Shout Out to the Past:
• There are references to Mr. Homm (though he doesn’t appear). Also, Troi’s father has been mentioned before.
• Data makes a brief reference to his dreaming, basically to just show the audience the producer’s realized what they were doing.
• Cute moment with Picard talking to Ambassador Troi, when she says, “If two Cairn were having this conversation, it would have been over minutes ago.” “Really?” says Picard eagerly.
• Hey…that is Kirsten Dunst!
• Another funny moment (that of course is mainly just a distraction) when Maques tells Troi that her mother told him of her need for a husband, while he needs a wife. It’s a funny opening, belying a sad episode.
• Another funny bit is the guy in the turbolift being confused while the Troi’s argue telepathically.
• I like Troi’s description of poetry: “Poetry is an art form that uses words, put together in new and unexpected ways, sometimes in rhyme. Milton was speculating that in Heaven, roses wouldn’t have thorns.”
• Apparently, there are no bridge scene in the episode – making this episode one of only three that has done that.
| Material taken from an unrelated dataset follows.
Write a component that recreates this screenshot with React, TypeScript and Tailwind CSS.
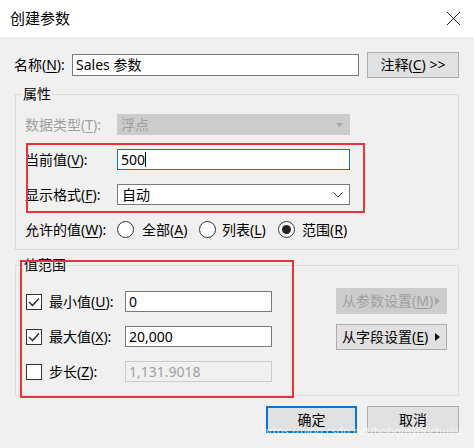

• Maques’s faltering language gets a little tiring, as well as his telepathic staring.
• Could Troi be endangered, wonders Picard. Of course she could.
• Even though the dream-corridor sequences are familiar, they are still nicely directed. I like how Troi is able to see past the fake Picard. But people in dream worlds saying, “This isn’t real, none of this is real,” is very trite and tired – I’m ready not to have that again.
• I never noticed how long Troi’s fingernails are before!
• It’s a moving moment when Deanna talks to Picard about losing her father.
• It takes Picard about 15 seconds to realize something is wrong with Lwaxana’s journal, which is a little convenient.
• It’s creepy when Troi wakes up to find Maques in sickbay, but it doesn’t end up meaning anything. Just a little stinger inserted before the credits because they needed one.
• Knowing what the splash sound effect means is creepy and disturbing. As a father, I’ve had nightmares like that.
• Waking up holding hands is a little hokey, but a nice touch. I don’t know if I believe Lwaxana waking up with a smile on her face. But her sadness in the closing scene is very realistic, and something I believe. “I wish you could have known her, Deanna. I wish you two could have grown up together.”
Dialogue High Point
It’s a sad episode, but I think I find the most compelling scene the one in which Deanna shares with Picard about losing her father.
Picard: He had a kind face.
Troi: I remember when he died, my mother had to go through all his things and pack them away. I was seven. I remember thinking how mad he’d be when he came home and saw what she’d done. I didn’t understand he wasn’t coming back.